Lovato was then matched up with UFC veteran Mike Rhodes, making quick work of him as well, winning the fight via submission (rear naked choke) just two minutes into round one. He then defeated Chris Honeycutt via unanimous decision (29-28, 30-27, 30-27) to cap off 2017, where he went 3-0 throughout the year, and 3-0 in Bellator to this point. Lovato then faced another UFC veteran, Gerald Harris, and defeated him via submission (armbar) just over a minute into the fight.

This was a real turning point for him, now everyone was seeing how dangerous he actually was. Harris went 3-1 in the UFC with three knockout wins and one decision loss after his season of The Ultimate Fighter. He also hadn’t ever been submitted, and was 8-2 since his UFC departure, until he fought Lovato that is. After the biggest win of his career, Lovato returned to action later that year and defeated John Salter via submission (rear naked choke) at the end of round three. This was also incredibly impressive because Salter is a first degree BJJ black belt, he was on a seven-fight win streak (all finishes, five in Bellator), and has gone 2-0 since losing to Lovato.

Now Lovato was 9-0 as a professional mixed martial artist, already a former champion, and 5-0 in Bellator. It was time to see how good he really was, as they matched him up with one of the best middleweights the sport has ever seen, Gegard Mousasi. Again, no one expected him to win this fight. Lovato took it to Mousasi throughout the five-round main event, he just wouldn’t stay off him. Every time he could tie up with Mousasi or take him down, take his back, he did. At the end of the night, Lovato was awarded the majority decision (47-47, 48-47, 48-47) victory, and the Bellator Middleweight Championship.

Sadly, this was the last time we’ll ever get to see him fight. It’s unfortunate, the rematch with Mousasi was close to being set up, but no doctors will clear him now. Most of them say he shouldn’t even be grappling, because being choked could potentially cause one of the clusters in his brain could burst, as could getting hit of course. This of course means he was forced to vacate his title.
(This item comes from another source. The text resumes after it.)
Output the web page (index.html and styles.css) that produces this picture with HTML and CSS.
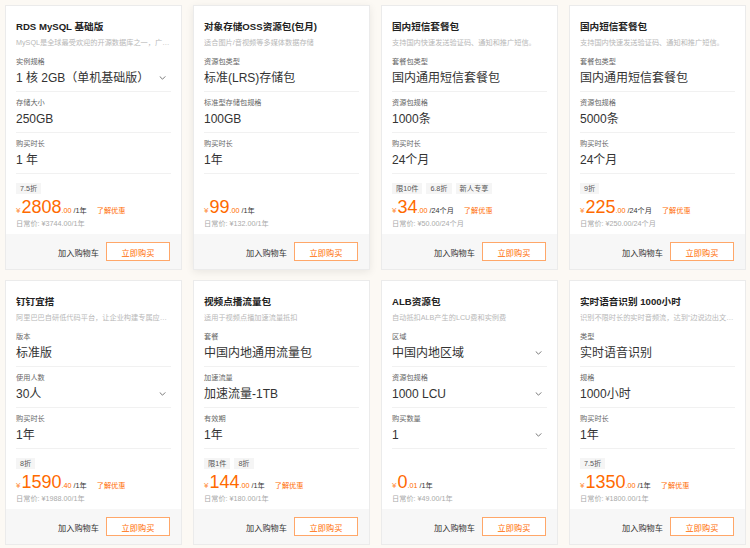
FILE: index.html
```html
<!DOCTYPE html>
<html lang="zh-CN">
<head>
<meta charset="UTF-8">
<title>云产品套餐</title>
<link rel="stylesheet" href="styles.css">
</head>
<body>
<div class="grid">

    <!-- RDS -->
    <div class="card">
        <div class="body">
            <div class="title">RDS MySQL 基础版</div>
            <div class="desc">MySQL是全球最受欢迎的开源数据库之一，广泛应用于各类场景</div>
            <div class="field">
                <div class="label">实例规格</div>
                <div class="value">1 核 2GB（单机基础版）<svg class="chev" viewBox="0 0 8 5"><polyline points="0.5,0.5 4,4 7.5,0.5"/></svg></div>
            </div>
            <div class="field">
                <div class="label">存储大小</div>
                <div class="value">250GB</div>
            </div>
            <div class="field">
                <div class="label">购买时长</div>
                <div class="value">1 年</div>
            </div>
            <div class="tags"><span class="tag">7.5折</span></div>
            <div class="price"><span class="yen">¥</span><span class="int">2808</span><span class="dec">.00</span><span class="unit">/1年</span><a class="promo">了解优惠</a></div>
            <div class="orig">日常价: ¥3744.00/1年</div>
        </div>
        <div class="foot"><span class="cart">加入购物车</span><button class="buy">立即购买</button></div>
    </div>

    <!-- OSS -->
    <div class="card hover">
        <div class="body">
            <div class="title">对象存储OSS资源包(包月)</div>
            <div class="desc">适合图片/音视频等多媒体数据存储</div>
            <div class="field">
                <div class="label">资源包类型</div>
                <div class="value">标准(LRS)存储包</div>
            </div>
            <div class="field">
                <div class="label">标准型存储包规格</div>
                <div class="value">100GB</div>
            </div>
            <div class="field">
                <div class="label">购买时长</div>
                <div class="value">1年</div>
            </div>
            <div class="tags"></div>
            <div class="price"><span class="yen">¥</span><span class="int">99</span><span class="dec">.00</span><span class="unit">/1年</span></div>
            <div class="orig">日常价: ¥132.00/1年</div>
        </div>
        <div class="foot"><span class="cart">加入购物车</span><button class="buy">立即购买</button></div>
    </div>

    <!-- SMS 1000 -->
    <div class="card">
        <div class="body">
            <div class="title">国内短信套餐包</div>
            <div class="desc">支持国内快速发送验证码、通知和推广短信。</div>
            <div class="field">
                <div class="label">套餐包类型</div>
                <div class="value">国内通用短信套餐包</div>
            </div>
            <div class="field">
                <div class="label">资源包规格</div>
                <div class="value">1000条</div>
            </div>
            <div class="field">
                <div class="label">购买时长</div>
                <div class="value">24个月</div>
            </div>
            <div class="tags"><span class="tag">限10件</span><span class="tag">6.8折</span><span class="tag">新人专享</span></div>
            <div class="price"><span class="yen">¥</span><span class="int">34</span><span class="dec">.00</span><span class="unit">/24个月</span><a class="promo">了解优惠</a></div>
            <div class="orig">日常价: ¥50.00/24个月</div>
        </div>
        <div class="foot"><span class="cart">加入购物车</span><button class="buy">立即购买</button></div>
    </div>

    <!-- SMS 5000 -->
    <div class="card">
        <div class="body">
            <div class="title">国内短信套餐包</div>
            <div class="desc">支持国内快速发送验证码、通知和推广短信。</div>
            <div class="field">
                <div class="label">套餐包类型</div>
                <div class="value">国内通用短信套餐包</div>
            </div>
            <div class="field">
                <div class="label">资源包规格</div>
                <div class="value">5000条</div>
            </div>
            <div class="field">
                <div class="label">购买时长</div>
                <div class="value">24个月</div>
            </div>
            <div class="tags"><span class="tag">9折</span></div>
            <div class="price"><span class="yen">¥</span><span class="int">225</span><span class="dec">.00</span><span class="unit">/24个月</span><a class="promo">了解优惠</a></div>
            <div class="orig">日常价: ¥250.00/24个月</div>
        </div>
        <div class="foot"><span class="cart">加入购物车</span><button class="buy">立即购买</button></div>
    </div>

    <!-- 钉钉宜搭 -->
    <div class="card">
        <div class="body">
            <div class="title">钉钉宜搭</div>
            <div class="desc">阿里巴巴自研低代码平台，让企业构建专属应用更简单</div>
            <div class="field">
                <div class="label">版本</div>
                <div class="value">标准版</div>
            </div>
            <div class="field">
                <div class="label">使用人数</div>
                <div class="value">30人<svg class="chev" viewBox="0 0 8 5"><polyline points="0.5,0.5 4,4 7.5,0.5"/></svg></div>
            </div>
            <div class="field">
                <div class="label">购买时长</div>
                <div class="value">1年</div>
            </div>
            <div class="tags"><span class="tag">8折</span></div>
            <div class="price"><span class="yen">¥</span><span class="int">1590</span><span class="dec">.40</span><span class="unit">/1年</span><a class="promo">了解优惠</a></div>
            <div class="orig">日常价: ¥1988.00/1年</div>
        </div>
        <div class="foot"><span class="cart">加入购物车</span><button class="buy">立即购买</button></div>
    </div>

    <!-- 视频点播 -->
    <div class="card">
        <div class="body">
            <div class="title">视频点播流量包</div>
            <div class="desc">适用于视频点播加速流量抵扣</div>
            <div class="field">
                <div class="label">套餐</div>
                <div class="value">中国内地通用流量包</div>
            </div>
            <div class="field">
                <div class="label">加速流量</div>
                <div class="value">加速流量-1TB</div>
            </div>
            <div class="field">
                <div class="label">有效期</div>
                <div class="value">1年</div>
            </div>
            <div class="tags"><span class="tag">限1件</span><span class="tag">8折</span></div>
            <div class="price"><span class="yen">¥</span><span class="int">144</span><span class="dec">.00</span><span class="unit">/1年</span><a class="promo">了解优惠</a></div>
            <div class="orig">日常价: ¥180.00/1年</div>
        </div>
        <div class="foot"><span class="cart">加入购物车</span><button class="buy">立即购买</button></div>
    </div>

    <!-- ALB -->
    <div class="card">
        <div class="body">
            <div class="title">ALB资源包</div>
            <div class="desc">自动抵扣ALB产生的LCU费和实例费</div>
            <div class="field">
                <div class="label">区域</div>
                <div class="value">中国内地区域<svg class="chev" viewBox="0 0 8 5"><polyline points="0.5,0.5 4,4 7.5,0.5"/></svg></div>
            </div>
            <div class="field">
                <div class="label">资源包规格</div>
                <div class="value">1000 LCU<svg class="chev" viewBox="0 0 8 5"><polyline points="0.5,0.5 4,4 7.5,0.5"/></svg></div>
            </div>
            <div class="field">
                <div class="label">购买数量</div>
                <div class="value">1<svg class="chev" viewBox="0 0 8 5"><polyline points="0.5,0.5 4,4 7.5,0.5"/></svg></div>
            </div>
            <div class="tags"></div>
            <div class="price"><span class="yen">¥</span><span class="int">0</span><span class="dec">.01</span><span class="unit">/1年</span></div>
            <div class="orig">日常价: ¥49.00/1年</div>
        </div>
        <div class="foot"><span class="cart">加入购物车</span><button class="buy">立即购买</button></div>
    </div>

    <!-- 语音识别 -->
    <div class="card">
        <div class="body">
            <div class="title">实时语音识别 1000小时</div>
            <div class="desc">识别不限时长的实时音频流，达到“边说边出文字”的效果</div>
            <div class="field">
                <div class="label">类型</div>
                <div class="value">实时语音识别</div>
            </div>
            <div class="field">
                <div class="label">规格</div>
                <div class="value">1000小时</div>
            </div>
            <div class="field">
                <div class="label">购买时长</div>
                <div class="value">1年</div>
            </div>
            <div class="tags"><span class="tag">7.5折</span></div>
            <div class="price"><span class="yen">¥</span><span class="int">1350</span><span class="dec">.00</span><span class="unit">/1年</span><a class="promo">了解优惠</a></div>
            <div class="orig">日常价: ¥1800.00/1年</div>
        </div>
        <div class="foot"><span class="cart">加入购物车</span><button class="buy">立即购买</button></div>
    </div>

</div>
</body>
</html>
```

FILE: styles.css
```css
body {
    margin: 0;
    background-color: #fcf9f4;
    font-family: "Liberation Sans", "Noto Sans CJK SC", sans-serif;
    color: #333;
}

.grid {
    display: grid;
    grid-template-columns: repeat(4, 1fr);
    grid-auto-rows: 265px;
    gap: 10px 11px;
    padding: 5px 4px 0 5px;
}

/* card */
.card {
    display: flex;
    flex-direction: column;
    background-color: #fff;
    border: 1px solid #ebebeb;
    overflow: hidden;
}

.card.hover {
    box-shadow: 0 2px 8px rgba(0, 0, 0, 0.08);
}

.body {
    padding: 14px 10px 0;
}

.title {
    font-size: 9.6px;
    font-weight: bold;
    line-height: 14px;
    color: #222;
}

.desc {
    margin-top: 4px;
    font-size: 7.2px;
    line-height: 10px;
    color: #b8b8b8;
    white-space: nowrap;
    overflow: hidden;
    text-overflow: ellipsis;
}

/* fields */
.field {
    padding: 6px 0 4px;
    border-bottom: 1px solid #f1f1f1;
}

.desc + .field {
    margin-top: 3px;
}

.label {
    font-size: 7.2px;
    line-height: 10px;
    color: #666;
    margin-bottom: 2px;
}

.value {
    display: flex;
    justify-content: space-between;
    align-items: center;
    font-size: 12px;
    line-height: 18px;
    color: #333;
    white-space: nowrap;
}

.chev {
    width: 7px;
    height: 4px;
    margin-right: 5px;
    fill: none;
    stroke: #555;
    stroke-width: 1;
}

/* tags + price */
.tags {
    display: flex;
    gap: 4px;
    height: 11px;
    margin-top: 9px;
}

.tag {
    padding: 0 4px;
    background-color: #f5f5f5;
    font-size: 7.2px;
    line-height: 11px;
    color: #555;
}

.price {
    margin-top: 3px;
    height: 20px;
    line-height: 20px;
    white-space: nowrap;
    color: #ff6a00;
}

.yen {
    font-size: 8px;
    color: #ff8c3a;
    margin-right: 1px;
}

.int {
    font-size: 18px;
}

.dec {
    font-size: 7.2px;
}

.unit {
    margin-left: 2px;
    font-size: 7.2px;
    color: #333;
}

.promo {
    margin-left: 10px;
    font-size: 7.2px;
    color: #ff6a00;
    cursor: pointer;
}

.orig {
    margin-top: 2px;
    font-size: 7.2px;
    line-height: 10px;
    color: #aaa;
}

/* footer */
.foot {
    margin-top: auto;
    height: 35px;
    flex-shrink: 0;
    display: flex;
    justify-content: flex-end;
    align-items: center;
    gap: 7px;
    padding: 0 11px;
    background-color: #f7f7f7;
}

.cart {
    font-size: 8.2px;
    color: #333;
}

.buy {
    width: 64px;
    height: 19px;
    padding: 0;
    border: 1px solid #ffa769;
    background-color: #fff;
    color: #ff6a00;
    font-family: inherit;
    font-size: 8.2px;
    cursor: pointer;
}
```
When we have a talent such as himself, it’s such a tragic thing to see it end like this. No, he’s not dead or dying, and yes, he is healthy, but that doesn’t mean he’s happy. It doesn’t mean he doesn’t have more to give, he just beat Gegard Mousasi in his last fight, he’s obviously capable of great things.
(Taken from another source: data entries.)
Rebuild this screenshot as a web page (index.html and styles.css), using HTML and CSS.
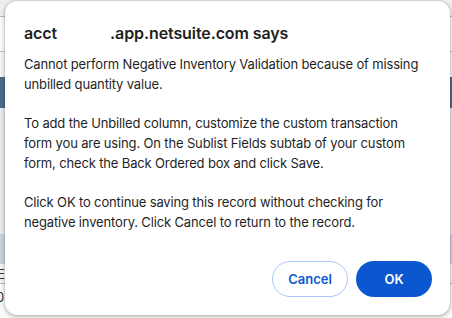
FILE: index.html
```html
<!DOCTYPE html>
<html>
<head>
<meta charset="utf-8">
<link rel="stylesheet" href="styles.css">
</head>
<body>
<div class="page">
  <div class="band b-top"></div>
  <div class="band b-white"></div>
  <div class="band b-white2"></div>
  <div class="band b-blue"></div>
  <div class="band b-gray"></div>
  <div class="band b-lightblue"></div>
  <div class="band b-e">E</div>
  <div class="band b-zero">0</div>
</div>
<div class="dialog">
  <div class="title">acct<span class="redact"></span>.app.netsuite.com says</div>
  <div class="message">
    <p>Cannot perform Negative Inventory Validation because of missing unbilled quantity value.</p>
    <p>To add the Unbilled column, customize the custom transaction form you are using. On the Sublist Fields subtab of your custom form, check the Back Ordered box and click Save.</p>
    <p>Click OK to continue saving this record without checking for negative inventory. Click Cancel to return to the record.</p>
  </div>
  <div class="actions">
    <button class="btn btn-cancel">Cancel</button>
    <button class="btn btn-ok">OK</button>
  </div>
</div>
</body>
</html>
```

FILE: styles.css
```css
html, body {
  margin: 0;
  padding: 0;
  width: 452px;
  height: 318px;
  overflow: hidden;
  background: #ffffff;
  font-family: Inter, "Liberation Sans", Arial, sans-serif;
}
.page {
  display: flex;
  flex-direction: column;
  width: 452px;
  height: 318px;
}
.band { width: 100%; box-sizing: border-box; }
.b-top { height: 17px; background: #eeeeee; border-bottom: 1px solid #b8b8b8; }
.b-white { height: 35px; background: #fafafa; border-bottom: 1px solid #c4c4c4; }
.b-white2 { height: 25px; background: #f4f4f4; }
.b-blue { height: 31px; background: #4d6a8c; }
.b-gray { height: 126px; background: #e6e8eb; }
.b-lightblue { height: 30px; background: #c9d1dc; }
.b-e { height: 20px; background: #f4f4f4; border-bottom: 1px solid #b8b8b8; font-size: 13px; line-height: 20px; color: #333; padding-left: 0; text-indent: -3px; }
.b-zero { flex: 1; background: #fafafa; font-size: 13px; line-height: 26px; color: #333; text-indent: -4px; }

.dialog {
  position: absolute;
  left: 5px;
  top: 1px;
  width: 445px;
  height: 314px;
  box-sizing: border-box;
  background: #ffffff;
  border-radius: 12px;
  box-shadow: 0 1px 4px rgba(0,0,0,0.35), 0 0 1px rgba(0,0,0,0.2);
  padding: 22px 18px 18px 19px;
  display: flex;
  flex-direction: column;
}
.title {
  font-size: 16px;
  font-weight: 600;
  line-height: 20px;
  color: #1f1f1f;
  white-space: nowrap;
  letter-spacing: -0.1px;
}
.redact {
  display: inline-block;
  width: 53px;
  height: 1px;
}
.message {
  margin-top: 12px;
  margin-right: 11px;
  font-size: 13px;
  line-height: 19.7px;
  letter-spacing: -0.15px;
  color: #1f1f1f;
}
.message p { margin: 0 0 19.7px 0; }
.message p:last-child { margin-bottom: 0; }
.actions {
  margin-top: auto;
  display: flex;
  justify-content: flex-end;
  gap: 8px;
}
.btn {
  width: 76px;
  height: 36px;
  border-radius: 18px;
  font-family: inherit;
  font-size: 13px;
  font-weight: 600;
  box-sizing: border-box;
  cursor: pointer;
}
.btn-cancel {
  background: #ffffff;
  border: 1px solid #a8c7fa;
  color: #0b57d0;
}
.btn-ok {
  background: #0b57d0;
  border: none;
  color: #ffffff;
}
```
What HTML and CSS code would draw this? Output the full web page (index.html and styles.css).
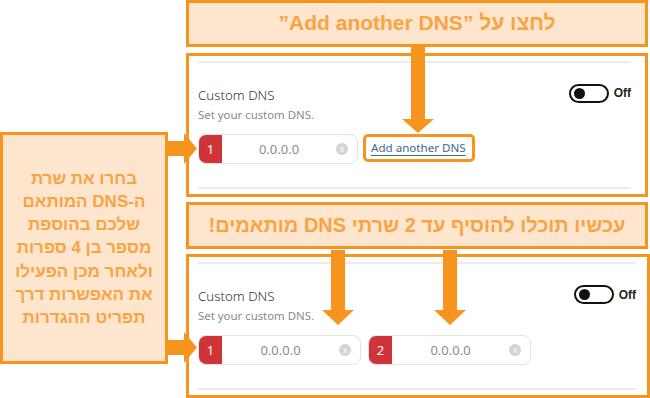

The only thing that’s not absolutely terrible when considering all of this is the fact that he’s 36-years-old, he’ll be 37 on June 25, so he probably didn’t have too much longer in the sport regardless. Who knows though, he trained BJJ exclusively until he got into MMA. He’d trained in other arts in his youth of course, but he didn’t take a lot of damage, not even in his fights, so he may have had a longer window than most.
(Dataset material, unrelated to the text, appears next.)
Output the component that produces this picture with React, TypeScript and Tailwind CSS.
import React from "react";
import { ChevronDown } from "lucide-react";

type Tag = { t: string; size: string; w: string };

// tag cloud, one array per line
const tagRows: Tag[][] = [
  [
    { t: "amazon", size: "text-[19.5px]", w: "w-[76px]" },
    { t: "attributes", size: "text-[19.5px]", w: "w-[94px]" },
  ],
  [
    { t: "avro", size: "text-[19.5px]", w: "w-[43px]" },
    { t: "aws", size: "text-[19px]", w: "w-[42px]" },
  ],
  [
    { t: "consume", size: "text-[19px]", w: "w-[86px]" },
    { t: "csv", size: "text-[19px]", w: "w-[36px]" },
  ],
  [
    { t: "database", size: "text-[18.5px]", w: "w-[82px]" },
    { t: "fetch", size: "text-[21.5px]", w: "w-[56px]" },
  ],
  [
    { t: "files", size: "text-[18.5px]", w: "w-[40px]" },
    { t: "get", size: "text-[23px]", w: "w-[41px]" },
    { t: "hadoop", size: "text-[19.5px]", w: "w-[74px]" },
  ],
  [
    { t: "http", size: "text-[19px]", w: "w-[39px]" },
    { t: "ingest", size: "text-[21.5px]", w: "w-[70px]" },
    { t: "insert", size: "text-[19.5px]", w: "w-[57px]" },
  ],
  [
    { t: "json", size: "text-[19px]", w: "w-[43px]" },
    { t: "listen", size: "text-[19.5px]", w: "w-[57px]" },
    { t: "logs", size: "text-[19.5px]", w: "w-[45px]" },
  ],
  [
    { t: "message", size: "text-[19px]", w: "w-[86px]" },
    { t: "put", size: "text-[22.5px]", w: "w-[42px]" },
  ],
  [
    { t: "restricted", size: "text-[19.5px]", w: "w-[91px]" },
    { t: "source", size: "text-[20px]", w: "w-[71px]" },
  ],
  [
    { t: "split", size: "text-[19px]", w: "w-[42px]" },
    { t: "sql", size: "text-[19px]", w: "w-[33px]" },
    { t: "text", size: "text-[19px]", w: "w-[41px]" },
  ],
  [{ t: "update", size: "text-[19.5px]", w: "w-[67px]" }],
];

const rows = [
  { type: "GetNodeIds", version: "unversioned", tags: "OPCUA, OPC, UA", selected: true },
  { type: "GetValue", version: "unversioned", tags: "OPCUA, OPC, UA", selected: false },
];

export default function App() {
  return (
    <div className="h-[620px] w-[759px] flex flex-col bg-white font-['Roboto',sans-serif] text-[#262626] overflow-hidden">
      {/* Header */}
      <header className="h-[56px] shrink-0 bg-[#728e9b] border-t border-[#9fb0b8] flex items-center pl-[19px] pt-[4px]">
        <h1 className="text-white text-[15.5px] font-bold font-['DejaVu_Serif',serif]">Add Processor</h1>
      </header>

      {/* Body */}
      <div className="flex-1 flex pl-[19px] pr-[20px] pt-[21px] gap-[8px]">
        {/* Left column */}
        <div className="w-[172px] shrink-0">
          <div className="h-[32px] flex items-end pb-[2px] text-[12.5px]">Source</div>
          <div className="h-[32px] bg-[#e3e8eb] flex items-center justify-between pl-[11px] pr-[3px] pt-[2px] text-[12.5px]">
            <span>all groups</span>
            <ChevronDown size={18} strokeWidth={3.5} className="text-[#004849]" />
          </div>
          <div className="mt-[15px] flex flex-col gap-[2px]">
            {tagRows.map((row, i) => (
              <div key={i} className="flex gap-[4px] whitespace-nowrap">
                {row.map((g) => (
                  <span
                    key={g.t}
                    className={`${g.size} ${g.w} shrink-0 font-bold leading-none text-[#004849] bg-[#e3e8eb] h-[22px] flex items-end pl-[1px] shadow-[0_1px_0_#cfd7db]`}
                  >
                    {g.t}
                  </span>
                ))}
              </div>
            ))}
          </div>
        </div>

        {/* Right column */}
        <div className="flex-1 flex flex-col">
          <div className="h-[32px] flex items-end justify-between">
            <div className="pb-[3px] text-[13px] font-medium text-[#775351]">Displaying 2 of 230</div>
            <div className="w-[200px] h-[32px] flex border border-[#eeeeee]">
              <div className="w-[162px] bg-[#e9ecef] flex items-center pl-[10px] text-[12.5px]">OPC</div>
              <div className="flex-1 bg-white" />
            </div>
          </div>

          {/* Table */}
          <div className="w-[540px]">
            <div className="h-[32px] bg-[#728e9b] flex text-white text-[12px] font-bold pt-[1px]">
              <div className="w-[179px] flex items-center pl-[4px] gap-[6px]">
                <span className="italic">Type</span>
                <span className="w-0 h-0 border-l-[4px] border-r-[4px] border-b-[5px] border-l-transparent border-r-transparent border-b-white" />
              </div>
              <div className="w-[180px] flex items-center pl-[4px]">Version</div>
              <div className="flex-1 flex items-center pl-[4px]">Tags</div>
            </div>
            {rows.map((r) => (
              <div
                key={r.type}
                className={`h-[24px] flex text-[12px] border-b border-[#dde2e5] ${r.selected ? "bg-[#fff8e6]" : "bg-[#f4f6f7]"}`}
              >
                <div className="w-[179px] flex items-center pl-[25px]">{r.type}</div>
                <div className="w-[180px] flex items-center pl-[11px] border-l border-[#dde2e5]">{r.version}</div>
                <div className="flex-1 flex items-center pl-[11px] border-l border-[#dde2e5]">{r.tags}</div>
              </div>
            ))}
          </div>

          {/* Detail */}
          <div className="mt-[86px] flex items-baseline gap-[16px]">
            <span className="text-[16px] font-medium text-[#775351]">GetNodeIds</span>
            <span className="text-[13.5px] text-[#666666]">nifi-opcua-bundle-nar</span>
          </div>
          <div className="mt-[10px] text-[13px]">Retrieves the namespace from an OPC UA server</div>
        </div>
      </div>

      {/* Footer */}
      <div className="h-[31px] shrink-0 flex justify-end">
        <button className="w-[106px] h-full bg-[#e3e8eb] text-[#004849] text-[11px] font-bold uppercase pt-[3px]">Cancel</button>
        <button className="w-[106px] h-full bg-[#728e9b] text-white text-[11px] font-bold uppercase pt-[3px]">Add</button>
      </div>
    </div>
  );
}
This is an overwhelmingly sad story. He had so many things going for him, he could’ve accomplished so much more. Could he have again defeated Mousasi in the rematch? Could he have racked up a number of title defenses? It’s all guesses what he could’ve become at this point. His striking was very good too, especially considering how good his grappling is. You’d think, to be that good on the mat, it must take away from your time to train striking, but he was great everywhere. He had great round kicks of all sorts, he had great knees, and his hands were developed as well.

From being just the second American BJJ black belt (BJ Penn) to ever win a BJJ World Championship, to becoming a four-time BJJ World Champion, to becoming a world champion in mixed martial arts, he’s a very special individual. Not many can become that good at anything, let alone achieve greatness. He touched it, but it’s been taken away because of these horrible circumstances. He finishes off his MMA career with a perfect, unblemished record of 10-0, while having gone out on top as world champion.

How would Rafael Lovato Jr.’s career have gone if this wasn’t an issue and he was able to continue fighting?